Literary groupies take note. Fawning fan-boy interviews aren't just the preserve of contemporary lit stars.
As Stewart Lee's loose-knit new play puts two of the eighteenth century's most eminent men of letters into an initially chummy Jonathan Ross-style chat show format, it's proved beyond doubt that authors in the flesh don't always resemble their finest works.
Fanfared by a pipes-and-drums house band, Miles Jupp's be-wigged sycophant and Simon Munnery's crotchety, Scot-hating old wag are a reluctant double act in which myth wins out over truth every time.
Boswell is part PR spinmeister, puffing up Johnson's legend way beyond its reach, and part insider acolyte in the mould of Lester Bangs without the excesses. Johnson, in contrast, performs the show-stopping equivalent of Emu attacking Parky, David Blane's silent treatment to Eamonn Holmes, or Meg Ryan's affronted one-word replies, again to Michael Parkinson.
It's Mrs Merton with Bernard Manning, and Alan Partridge every time he opens his mouth. Johnson is a maverick wild card who simply won't play ball. He has a book to plug, but hang it if he's going to state the obvious.
He'd much rather goad all about him with a scurrilous attack on Scotland old and new. If this country is possessed with the cultural confidence it so often claims, none of this will offend in the slightest outside of a few shortbread parochialists mourning the Celtic twilight.
Before long it's a fully-fledged historical variety show, involving duelling bagpipes and mouth organ, and a near Tiswas-style re-enactment of the pair's Highland fling.

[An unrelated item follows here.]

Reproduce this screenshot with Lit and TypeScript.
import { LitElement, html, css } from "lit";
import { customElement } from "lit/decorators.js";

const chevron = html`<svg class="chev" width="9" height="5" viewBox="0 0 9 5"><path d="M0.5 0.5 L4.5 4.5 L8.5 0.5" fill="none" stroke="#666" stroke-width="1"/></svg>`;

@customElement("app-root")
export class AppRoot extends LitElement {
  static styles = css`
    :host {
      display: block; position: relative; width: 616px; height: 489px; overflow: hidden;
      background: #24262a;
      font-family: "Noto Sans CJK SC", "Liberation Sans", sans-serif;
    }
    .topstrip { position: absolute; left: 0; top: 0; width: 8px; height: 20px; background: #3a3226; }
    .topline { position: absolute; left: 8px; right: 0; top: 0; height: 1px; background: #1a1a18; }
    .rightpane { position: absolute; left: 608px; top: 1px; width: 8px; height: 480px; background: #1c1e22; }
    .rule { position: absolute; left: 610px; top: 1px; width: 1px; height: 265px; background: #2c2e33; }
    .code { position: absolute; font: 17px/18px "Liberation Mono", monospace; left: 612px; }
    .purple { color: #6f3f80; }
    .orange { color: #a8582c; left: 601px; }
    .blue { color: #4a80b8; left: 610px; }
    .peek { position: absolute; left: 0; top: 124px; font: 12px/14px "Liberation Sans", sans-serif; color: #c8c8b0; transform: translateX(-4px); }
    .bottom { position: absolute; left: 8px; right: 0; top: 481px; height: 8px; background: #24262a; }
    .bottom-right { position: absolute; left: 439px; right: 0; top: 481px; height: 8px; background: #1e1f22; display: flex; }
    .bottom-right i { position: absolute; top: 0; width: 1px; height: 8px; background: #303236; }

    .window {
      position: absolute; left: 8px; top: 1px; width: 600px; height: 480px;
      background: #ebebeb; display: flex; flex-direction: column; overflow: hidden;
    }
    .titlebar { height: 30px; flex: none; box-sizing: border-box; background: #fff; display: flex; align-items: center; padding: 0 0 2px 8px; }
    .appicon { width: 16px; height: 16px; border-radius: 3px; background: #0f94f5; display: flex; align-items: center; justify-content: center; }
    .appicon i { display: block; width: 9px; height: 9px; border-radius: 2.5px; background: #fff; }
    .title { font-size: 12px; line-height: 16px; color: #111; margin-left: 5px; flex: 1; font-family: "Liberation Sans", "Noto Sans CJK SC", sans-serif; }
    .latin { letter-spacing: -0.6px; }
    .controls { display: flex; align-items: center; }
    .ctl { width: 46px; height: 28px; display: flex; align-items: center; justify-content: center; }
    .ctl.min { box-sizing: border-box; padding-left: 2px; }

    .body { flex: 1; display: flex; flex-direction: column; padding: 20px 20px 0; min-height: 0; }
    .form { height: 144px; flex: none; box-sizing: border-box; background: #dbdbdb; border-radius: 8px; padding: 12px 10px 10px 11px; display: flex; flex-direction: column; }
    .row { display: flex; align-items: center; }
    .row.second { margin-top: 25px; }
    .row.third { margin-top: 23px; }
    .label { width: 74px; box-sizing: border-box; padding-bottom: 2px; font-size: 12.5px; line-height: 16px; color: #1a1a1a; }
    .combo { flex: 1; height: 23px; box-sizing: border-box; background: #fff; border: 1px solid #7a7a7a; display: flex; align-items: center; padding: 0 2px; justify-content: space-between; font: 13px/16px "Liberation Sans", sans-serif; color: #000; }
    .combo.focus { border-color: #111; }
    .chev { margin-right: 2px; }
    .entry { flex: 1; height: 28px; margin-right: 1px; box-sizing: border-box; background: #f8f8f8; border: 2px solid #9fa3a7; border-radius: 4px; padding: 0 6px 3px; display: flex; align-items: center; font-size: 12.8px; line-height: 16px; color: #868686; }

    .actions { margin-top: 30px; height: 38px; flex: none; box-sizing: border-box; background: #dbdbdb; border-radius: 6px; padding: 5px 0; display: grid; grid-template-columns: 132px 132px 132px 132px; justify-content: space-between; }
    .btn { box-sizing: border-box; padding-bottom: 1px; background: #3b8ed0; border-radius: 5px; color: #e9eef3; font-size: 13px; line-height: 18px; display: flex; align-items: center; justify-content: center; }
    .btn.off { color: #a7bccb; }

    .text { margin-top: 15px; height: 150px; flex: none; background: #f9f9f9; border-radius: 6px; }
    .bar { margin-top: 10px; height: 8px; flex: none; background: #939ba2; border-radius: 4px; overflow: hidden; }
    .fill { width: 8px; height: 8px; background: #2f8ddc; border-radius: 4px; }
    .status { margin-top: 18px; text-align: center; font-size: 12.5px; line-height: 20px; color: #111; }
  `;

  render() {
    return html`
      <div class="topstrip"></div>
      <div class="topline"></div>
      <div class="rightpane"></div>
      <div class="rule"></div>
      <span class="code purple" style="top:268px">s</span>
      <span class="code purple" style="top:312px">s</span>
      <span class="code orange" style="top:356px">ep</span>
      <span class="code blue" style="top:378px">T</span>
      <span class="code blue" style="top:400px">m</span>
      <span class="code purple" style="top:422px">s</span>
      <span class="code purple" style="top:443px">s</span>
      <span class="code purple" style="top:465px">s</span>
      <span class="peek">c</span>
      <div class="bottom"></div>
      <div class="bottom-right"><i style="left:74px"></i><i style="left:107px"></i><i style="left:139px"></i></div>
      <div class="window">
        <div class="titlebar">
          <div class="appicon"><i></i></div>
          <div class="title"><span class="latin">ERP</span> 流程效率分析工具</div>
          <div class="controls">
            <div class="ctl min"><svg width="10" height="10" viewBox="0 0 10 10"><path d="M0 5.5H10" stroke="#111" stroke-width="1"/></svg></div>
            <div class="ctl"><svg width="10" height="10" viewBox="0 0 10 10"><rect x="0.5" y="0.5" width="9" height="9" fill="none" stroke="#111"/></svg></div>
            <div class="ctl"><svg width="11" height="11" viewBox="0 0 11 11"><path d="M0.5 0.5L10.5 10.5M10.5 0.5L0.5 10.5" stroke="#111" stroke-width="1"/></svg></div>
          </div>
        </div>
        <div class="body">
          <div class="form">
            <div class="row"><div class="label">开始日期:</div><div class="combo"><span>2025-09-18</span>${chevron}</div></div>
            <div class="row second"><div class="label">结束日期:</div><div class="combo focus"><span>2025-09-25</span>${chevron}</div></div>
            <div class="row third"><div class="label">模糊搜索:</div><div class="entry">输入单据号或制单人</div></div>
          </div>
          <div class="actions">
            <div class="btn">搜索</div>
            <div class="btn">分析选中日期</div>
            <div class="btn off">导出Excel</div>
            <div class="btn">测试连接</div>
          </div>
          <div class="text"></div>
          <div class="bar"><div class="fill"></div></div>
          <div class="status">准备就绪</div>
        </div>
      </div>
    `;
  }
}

Lee and his stand-up chums, both of whom rise to the occasion with aplomb, have created a pop-cultural hybrid that sticks its neck to kick against the pricks and protectors of his subjects' legacy.

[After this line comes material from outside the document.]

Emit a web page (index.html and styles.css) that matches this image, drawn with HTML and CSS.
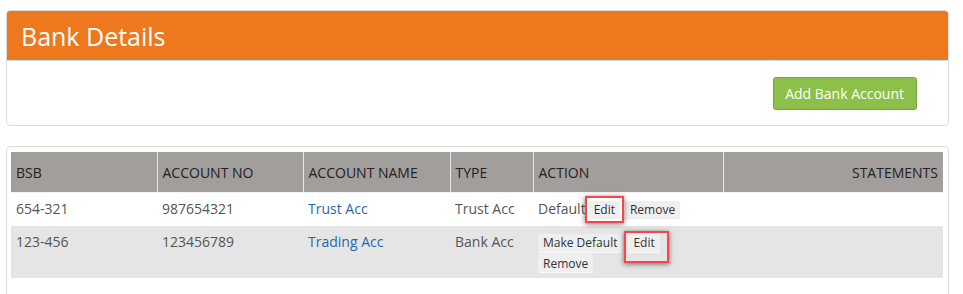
FILE: index.html
```html
<!DOCTYPE html>
<html>
<head>
<meta charset="utf-8">
<link rel="stylesheet" href="styles.css">
</head>
<body>
<div class="page">
  <section class="panel">
    <header class="panel-head"><h1 class="panel-title">Bank Details</h1></header>
    <div class="panel-body toolbar">
      <button class="btn-green">Add Bank Account</button>
    </div>
  </section>

  <section class="panel panel-table">
    <table class="grid">
      <colgroup>
        <col class="c-bsb"><col class="c-no"><col class="c-name"><col class="c-type"><col class="c-action"><col class="c-stmt">
      </colgroup>
      <thead>
        <tr><th>BSB</th><th>ACCOUNT NO</th><th>ACCOUNT NAME</th><th>TYPE</th><th>ACTION</th><th class="right">STATEMENTS</th></tr>
      </thead>
      <tbody>
        <tr>
          <td>654-321</td><td>987654321</td><td><a class="link" href="#">Trust Acc</a></td><td>Trust Acc</td>
          <td class="actions">Default<span class="mark mark-a"><button class="btn-sm">Edit</button></span><button class="btn-sm gap-l">Remove</button></td>
          <td></td>
        </tr>
        <tr class="alt">
          <td>123-456</td><td>123456789</td><td><a class="link" href="#">Trading Acc</a></td><td>Bank Acc</td>
          <td class="actions"><button class="btn-sm">Make Default</button><span class="mark mark-b"><button class="btn-sm">Edit</button></span><br><button class="btn-sm">Remove</button></td>
          <td></td>
        </tr>
      </tbody>
    </table>
  </section>
</div>
</body>
</html>
```

FILE: styles.css
```css
html, body {
  margin: 0;
  padding: 0;
  background: #fff;
}
body {
  font-family: "Open Sans", "Liberation Sans", sans-serif;
  font-size: 14px;
  color: #555;
}
.page {
  padding: 10px 14px 0 6px;
}
.panel {
  border: 1px solid #dddddd;
  border-radius: 4px;
  background: #fff;
  overflow: hidden;
}
.panel-head {
  background: #ee781d;
  border-bottom: 1px solid #bfe4ee;
  height: 49px;
  display: flex;
  align-items: center;
  padding-left: 14px;
}
.panel-title {
  margin: 0;
  font-weight: 400;
  font-size: 25px;
  color: #fff;
  line-height: 30px;
}
.toolbar {
  display: flex;
  justify-content: flex-end;
  padding: 16px 31px 15px 0;
}
.btn-green {
  font-family: "Open Sans", "Liberation Sans", sans-serif;
  font-size: 14px;
  color: #fff;
  background: #8cc04b;
  border: 1px solid #74a73a;
  border-radius: 3px;
  height: 33px;
  padding: 0 12px 0 11px;
  cursor: pointer;
}
.panel-table {
  margin-top: 20px;
  padding: 5px 5px 30px 4px;
  border-bottom-left-radius: 0;
  border-bottom-right-radius: 0;
}
.grid {
  width: 932px;
  border-collapse: collapse;
  table-layout: fixed;
}
.c-bsb { width: 146px; }
.c-no { width: 146px; }
.c-name { width: 147px; }
.c-type { width: 83px; }
.c-action { width: 190px; }
.c-stmt { width: 220px; }
.grid th {
  background: #a29e9b;
  color: #222;
  font-weight: 400;
  text-align: left;
  height: 39px;
  padding: 1px 5px 0 5px;
  border-left: 1px solid #e8e8e8;
  border-bottom: 1px solid #f4f4f4;
  vertical-align: middle;
}
.grid th:first-child { border-left: none; }
.grid th.right { text-align: right; }
.grid td {
  padding: 6px 5px 6px 5px;
  line-height: 20px;
  vertical-align: top;
  white-space: nowrap;
}
.grid tr.alt td {
  background: #e5e5e5;
  padding-bottom: 5px;
}
.link {
  color: #2567ad;
  text-decoration: none;
}
.actions {
  line-height: 22px;
}
.btn-sm {
  font-family: "Open Sans", "Liberation Sans", sans-serif;
  font-size: 12px;
  color: #333;
  background: #efefef;
  border: none;
  border-bottom: 1px solid #fafafa;
  border-radius: 2px;
  height: 19px;
  line-height: 17px;
  padding: 0 5px;
  vertical-align: middle;
  cursor: pointer;
}
.gap-l { margin-left: 5px; }
.mark {
  position: relative;
  display: inline-block;
  vertical-align: middle;
  line-height: 0;
}
.mark-a { margin-left: 3px; }
.mark-b { margin-left: 6px; }
.mark::after {
  content: "";
  position: absolute;
  border: 2px solid #f2474b;
  box-shadow: 0 1px 5px rgba(0, 0, 0, 0.55);
  pointer-events: none;
}
.mark-a::after { left: -4px; right: -4px; top: -5px; bottom: -3px; }
.mark-b::after { left: -4px; right: -9px; top: -3px; bottom: -10px; }
```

Of course, as with any satire, J and B can't help but bite the hand that feeds him from the inside. Lee can slag off the Fringe and the "new writing powerhouse" that houses his wares as much as he likes, but, by his quite deliberate awkward-squad stance, he remains a vital component of what makes both tick. Which makes for some very naughty and utterly knowing fun indeed.